Task directions: Quote each line of the material verbatim, without the pictures.
[Begin]
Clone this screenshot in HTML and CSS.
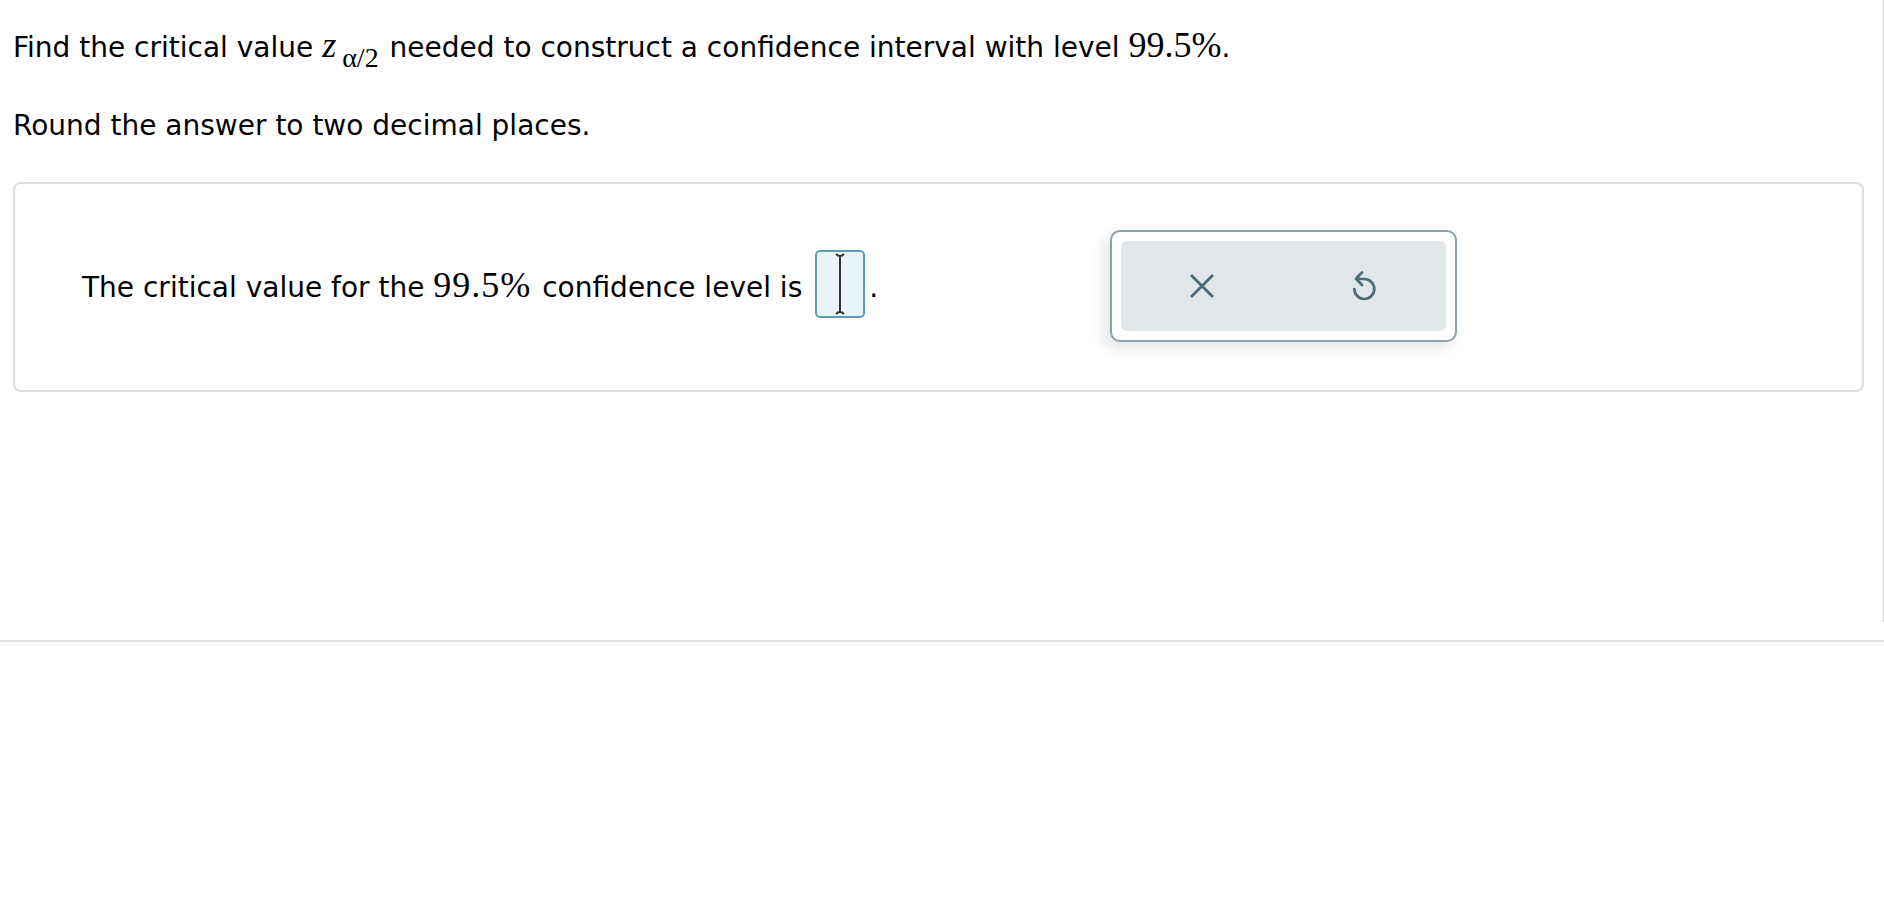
FILE: index.html
```html
<!DOCTYPE html>
<html lang="en">
<head>
    <meta charset="UTF-8">
    <meta name="viewport" content="width=device-width, initial-scale=1.0">
    <title>Critical Value Question</title>
    <link rel="stylesheet" href="styles.css">
</head>
<body>
    <main class="question">
        <p class="prompt">
            Find the critical value <span class="math"><i>z</i><sub class="math-sub">α/2</sub></span> needed to construct a confidence interval with level <span class="math">99.5%</span>.
        </p>
        <p class="prompt second">Round the answer to two decimal places.</p>

        <section class="answer-box">
            <div class="sentence">
                The critical value for the <span class="math pct">99.5%</span> confidence level is <span class="answer-input"><svg class="ibeam" width="12" height="62" viewBox="0 0 12 62"><path d="M2 1 Q6 5 10 1 M6 3 V59 M2 61 Q6 57 10 61" fill="none" stroke="#333" stroke-width="2"/></svg></span>.
            </div>

            <div class="tool-panel">
                <div class="tools">
                    <button class="tool-btn" title="Clear">
                        <svg width="24" height="24" viewBox="0 0 24 24"><path d="M1 1 L23 23 M23 1 L1 23" stroke="#4b6b78" stroke-width="2.8" fill="none"/></svg>
                    </button>
                    <button class="tool-btn" title="Undo">
                        <svg width="23" height="30" viewBox="12 11 23 30"><path d="M21 12.5 L15 18.8 L21 25 M15 19 H23.3 A10 10 0 1 1 13.3 29" stroke="#4b6b78" stroke-width="2.7" fill="none" stroke-linecap="round" stroke-linejoin="round"/></svg>
                    </button>
                </div>
            </div>
        </section>
    </main>
    <div class="divider"></div>
</body>
</html>
```

FILE: styles.css
```css
body {
    margin: 0;
    padding: 0;
    background-color: #fff;
    color: #000;
    font-family: "DejaVu Sans", Verdana, sans-serif;
    font-size: 28px;
}

.question {
    height: 622px;
    padding: 0 19px 0 13px;
    border-right: 1px solid #d0d5d9;
    box-sizing: border-box;
    overflow: hidden;
}

.prompt {
    margin: 28px 0 0;
    line-height: 40px;
}

.prompt.second {
    margin-top: 38px;
}

.math {
    font-family: "Liberation Serif", "Times New Roman", serif;
    font-size: 36px;
    line-height: 0;
}

.math i {
    font-style: italic;
    margin-right: 6px;
}

.math-sub {
    font-size: 28px;
    margin-right: 2px;
    vertical-align: -10px;
}

.pct {
    margin-right: 2px;
    letter-spacing: 1px;
}

.answer-box {
    margin-top: 36px;
    border: 2px solid #d9dee2;
    border-radius: 8px;
    padding: 46px 0 48px 67px;
    display: flex;
    align-items: center;
}

.sentence {
    flex: 0 0 1028px;
    margin-bottom: 4px;
}

.answer-input {
    display: inline-block;
    width: 50px;
    height: 68px;
    box-sizing: border-box;
    margin: 0 4px 0 4px;
    padding-top: 1px;
    border: 2px solid #5c9db2;
    border-radius: 5px;
    background-color: #e9f4f8;
    vertical-align: -21px;
}

.ibeam {
    display: block;
    margin: 0 auto;
}

.tool-panel {
    width: 347px;
    height: 112px;
    box-sizing: border-box;
    padding: 9px;
    border: 2px solid #8da1a9;
    border-radius: 10px;
    background-color: #fff;
    box-shadow: -6px 6px 14px rgba(40, 60, 70, 0.13);
}

.tools {
    display: flex;
    height: 100%;
    background-color: #e1e6e9;
    border-radius: 6px;
}

.tool-btn {
    flex: 1;
    display: flex;
    align-items: center;
    justify-content: center;
    background: none;
    border: none;
    padding: 0;
    cursor: pointer;
}

.divider {
    margin-top: 18px;
    border-top: 2px solid #e0e4e7;
}
```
[End]
Written response:
Clone this screenshot in HTML and CSS.
FILE: index.html
```html
<!DOCTYPE html>
<html lang="en">
<head>
    <meta charset="UTF-8">
    <meta name="viewport" content="width=device-width, initial-scale=1.0">
    <title>Critical Value Question</title>
    <link rel="stylesheet" href="styles.css">
</head>
<body>
    <main class="question">
        <p class="prompt">
            Find the critical value <span class="math"><i>z</i><sub class="math-sub">α/2</sub></span> needed to construct a confidence interval with level <span class="math">99.5%</span>.
        </p>
        <p class="prompt second">Round the answer to two decimal places.</p>

        <section class="answer-box">
            <div class="sentence">
                The critical value for the <span class="math pct">99.5%</span> confidence level is <span class="answer-input"><svg class="ibeam" width="12" height="62" viewBox="0 0 12 62"><path d="M2 1 Q6 5 10 1 M6 3 V59 M2 61 Q6 57 10 61" fill="none" stroke="#333" stroke-width="2"/></svg></span>.
            </div>

            <div class="tool-panel">
                <div class="tools">
                    <button class="tool-btn" title="Clear">
                        <svg width="24" height="24" viewBox="0 0 24 24"><path d="M1 1 L23 23 M23 1 L1 23" stroke="#4b6b78" stroke-width="2.8" fill="none"/></svg>
                    </button>
                    <button class="tool-btn" title="Undo">
                        <svg width="23" height="30" viewBox="12 11 23 30"><path d="M21 12.5 L15 18.8 L21 25 M15 19 H23.3 A10 10 0 1 1 13.3 29" stroke="#4b6b78" stroke-width="2.7" fill="none" stroke-linecap="round" stroke-linejoin="round"/></svg>
                    </button>
                </div>
            </div>
        </section>
    </main>
    <div class="divider"></div>
</body>
</html>
```

FILE: styles.css
```css
body {
    margin: 0;
    padding: 0;
    background-color: #fff;
    color: #000;
    font-family: "DejaVu Sans", Verdana, sans-serif;
    font-size: 28px;
}

.question {
    height: 622px;
    padding: 0 19px 0 13px;
    border-right: 1px solid #d0d5d9;
    box-sizing: border-box;
    overflow: hidden;
}

.prompt {
    margin: 28px 0 0;
    line-height: 40px;
}

.prompt.second {
    margin-top: 38px;
}

.math {
    font-family: "Liberation Serif", "Times New Roman", serif;
    font-size: 36px;
    line-height: 0;
}

.math i {
    font-style: italic;
    margin-right: 6px;
}

.math-sub {
    font-size: 28px;
    margin-right: 2px;
    vertical-align: -10px;
}

.pct {
    margin-right: 2px;
    letter-spacing: 1px;
}

.answer-box {
    margin-top: 36px;
    border: 2px solid #d9dee2;
    border-radius: 8px;
    padding: 46px 0 48px 67px;
    display: flex;
    align-items: center;
}

.sentence {
    flex: 0 0 1028px;
    margin-bottom: 4px;
}

.answer-input {
    display: inline-block;
    width: 50px;
    height: 68px;
    box-sizing: border-box;
    margin: 0 4px 0 4px;
    padding-top: 1px;
    border: 2px solid #5c9db2;
    border-radius: 5px;
    background-color: #e9f4f8;
    vertical-align: -21px;
}

.ibeam {
    display: block;
    margin: 0 auto;
}

.tool-panel {
    width: 347px;
    height: 112px;
    box-sizing: border-box;
    padding: 9px;
    border: 2px solid #8da1a9;
    border-radius: 10px;
    background-color: #fff;
    box-shadow: -6px 6px 14px rgba(40, 60, 70, 0.13);
}

.tools {
    display: flex;
    height: 100%;
    background-color: #e1e6e9;
    border-radius: 6px;
}

.tool-btn {
    flex: 1;
    display: flex;
    align-items: center;
    justify-content: center;
    background: none;
    border: none;
    padding: 0;
    cursor: pointer;
}

.divider {
    margin-top: 18px;
    border-top: 2px solid #e0e4e7;
}
```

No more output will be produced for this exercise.